Freundeskreise machen es leichter, mehrere Beziehungen gleichzeitig zu pflegen und aufrechtzuerhalten. In einer Gruppe kann man sich auch dann sehen, wenn es nicht mit jeder einzelnen Person zu einem Treffen kommt. Gute Möglichkeiten, um so einen Kreis aufzubauen, sind Hobbygruppen, Sportvereine oder ehrenamtliche Projekte. Auch digitale Formate wie WhatsApp-Gruppen helfen, in Kontakt zu bleiben, Treffen zu koordinieren und den Austausch zwischen den Begegnungen lebendig zu halten.
Einsamkeit ist kein Randphänomen mehr, sondern eine weit verbreitete Erfahrung in modernen, industrialisierten Gesellschaften.

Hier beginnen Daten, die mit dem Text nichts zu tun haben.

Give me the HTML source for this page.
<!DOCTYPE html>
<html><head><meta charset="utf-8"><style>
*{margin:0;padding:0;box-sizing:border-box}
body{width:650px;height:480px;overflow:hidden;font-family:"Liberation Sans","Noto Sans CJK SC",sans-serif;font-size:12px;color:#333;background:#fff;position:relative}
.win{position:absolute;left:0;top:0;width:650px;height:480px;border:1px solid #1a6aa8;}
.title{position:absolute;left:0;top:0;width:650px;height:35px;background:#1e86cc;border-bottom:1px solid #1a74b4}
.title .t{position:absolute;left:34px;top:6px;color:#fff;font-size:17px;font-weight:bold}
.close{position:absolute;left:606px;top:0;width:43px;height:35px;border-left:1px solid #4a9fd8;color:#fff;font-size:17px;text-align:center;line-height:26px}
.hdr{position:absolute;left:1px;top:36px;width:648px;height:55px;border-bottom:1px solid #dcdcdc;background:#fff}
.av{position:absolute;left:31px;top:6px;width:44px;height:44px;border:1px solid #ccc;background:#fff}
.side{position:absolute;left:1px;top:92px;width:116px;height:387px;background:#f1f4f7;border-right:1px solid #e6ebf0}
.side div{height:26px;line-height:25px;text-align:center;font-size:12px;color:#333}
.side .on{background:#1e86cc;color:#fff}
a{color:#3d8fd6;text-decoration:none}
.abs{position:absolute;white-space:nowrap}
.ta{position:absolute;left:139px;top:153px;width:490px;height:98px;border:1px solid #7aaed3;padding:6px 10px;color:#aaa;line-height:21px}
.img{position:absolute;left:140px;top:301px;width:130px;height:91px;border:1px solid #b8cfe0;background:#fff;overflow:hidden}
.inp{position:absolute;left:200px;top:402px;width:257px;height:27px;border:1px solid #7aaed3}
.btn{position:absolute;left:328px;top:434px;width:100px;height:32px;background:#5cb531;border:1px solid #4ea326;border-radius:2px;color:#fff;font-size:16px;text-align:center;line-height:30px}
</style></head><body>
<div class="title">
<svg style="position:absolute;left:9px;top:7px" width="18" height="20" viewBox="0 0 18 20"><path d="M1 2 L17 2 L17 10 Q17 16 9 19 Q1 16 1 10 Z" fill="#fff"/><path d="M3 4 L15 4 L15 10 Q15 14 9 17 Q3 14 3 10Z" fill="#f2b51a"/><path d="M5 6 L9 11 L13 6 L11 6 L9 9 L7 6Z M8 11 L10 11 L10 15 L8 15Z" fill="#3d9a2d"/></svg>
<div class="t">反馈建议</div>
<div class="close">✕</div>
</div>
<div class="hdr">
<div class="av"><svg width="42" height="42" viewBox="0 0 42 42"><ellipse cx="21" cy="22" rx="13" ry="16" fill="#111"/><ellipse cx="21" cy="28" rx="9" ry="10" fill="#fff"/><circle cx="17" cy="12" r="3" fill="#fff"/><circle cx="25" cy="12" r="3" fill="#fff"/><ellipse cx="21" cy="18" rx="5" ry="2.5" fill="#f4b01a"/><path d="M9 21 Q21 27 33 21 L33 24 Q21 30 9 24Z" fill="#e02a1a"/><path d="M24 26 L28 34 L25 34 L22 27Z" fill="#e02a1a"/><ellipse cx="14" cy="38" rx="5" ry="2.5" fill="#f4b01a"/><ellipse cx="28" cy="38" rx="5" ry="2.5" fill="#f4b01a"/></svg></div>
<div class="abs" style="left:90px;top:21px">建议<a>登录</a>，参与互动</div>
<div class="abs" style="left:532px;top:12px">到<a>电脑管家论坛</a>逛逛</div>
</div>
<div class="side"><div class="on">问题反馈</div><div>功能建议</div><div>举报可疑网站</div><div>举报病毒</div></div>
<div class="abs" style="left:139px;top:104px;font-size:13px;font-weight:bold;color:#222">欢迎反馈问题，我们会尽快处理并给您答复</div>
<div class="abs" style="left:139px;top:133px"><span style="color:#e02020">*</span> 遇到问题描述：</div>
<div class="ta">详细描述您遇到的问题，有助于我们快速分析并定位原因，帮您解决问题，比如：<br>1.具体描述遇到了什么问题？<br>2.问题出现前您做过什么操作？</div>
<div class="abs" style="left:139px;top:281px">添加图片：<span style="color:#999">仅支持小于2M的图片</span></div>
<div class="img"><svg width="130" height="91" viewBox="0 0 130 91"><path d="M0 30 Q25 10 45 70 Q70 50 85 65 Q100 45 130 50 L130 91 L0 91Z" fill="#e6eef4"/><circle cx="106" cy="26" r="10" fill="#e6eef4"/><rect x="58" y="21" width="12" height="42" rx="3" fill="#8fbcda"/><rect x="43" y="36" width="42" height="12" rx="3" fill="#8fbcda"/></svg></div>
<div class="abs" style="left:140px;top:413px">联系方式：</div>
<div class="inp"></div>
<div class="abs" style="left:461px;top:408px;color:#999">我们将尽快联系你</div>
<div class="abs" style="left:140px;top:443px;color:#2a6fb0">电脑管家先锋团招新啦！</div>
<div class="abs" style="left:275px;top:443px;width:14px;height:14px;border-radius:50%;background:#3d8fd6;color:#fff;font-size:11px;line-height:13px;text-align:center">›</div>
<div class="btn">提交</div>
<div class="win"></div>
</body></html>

Der Verlust traditioneller Bindungsanker wie Großfamilie und religiöse Gemeinschaften, die Anonymität urbaner Lebensräume und die oft oberflächliche Natur digitaler Kontakte tragen dazu bei, dass sich Menschen heute so einsam fühlen wie nie zuvor. Doch die Forschung zeigt klar: Einsamkeit ist veränderbar. Wer aktiv Kontaktpunkte schafft, die Qualität seiner Beziehungen stärkt, soziale Fähigkeiten trainiert und Freundeskreise aufbaut, kann ein eingebundenes Leben führen, auch in einer Welt die ein solches nicht gerade fördert.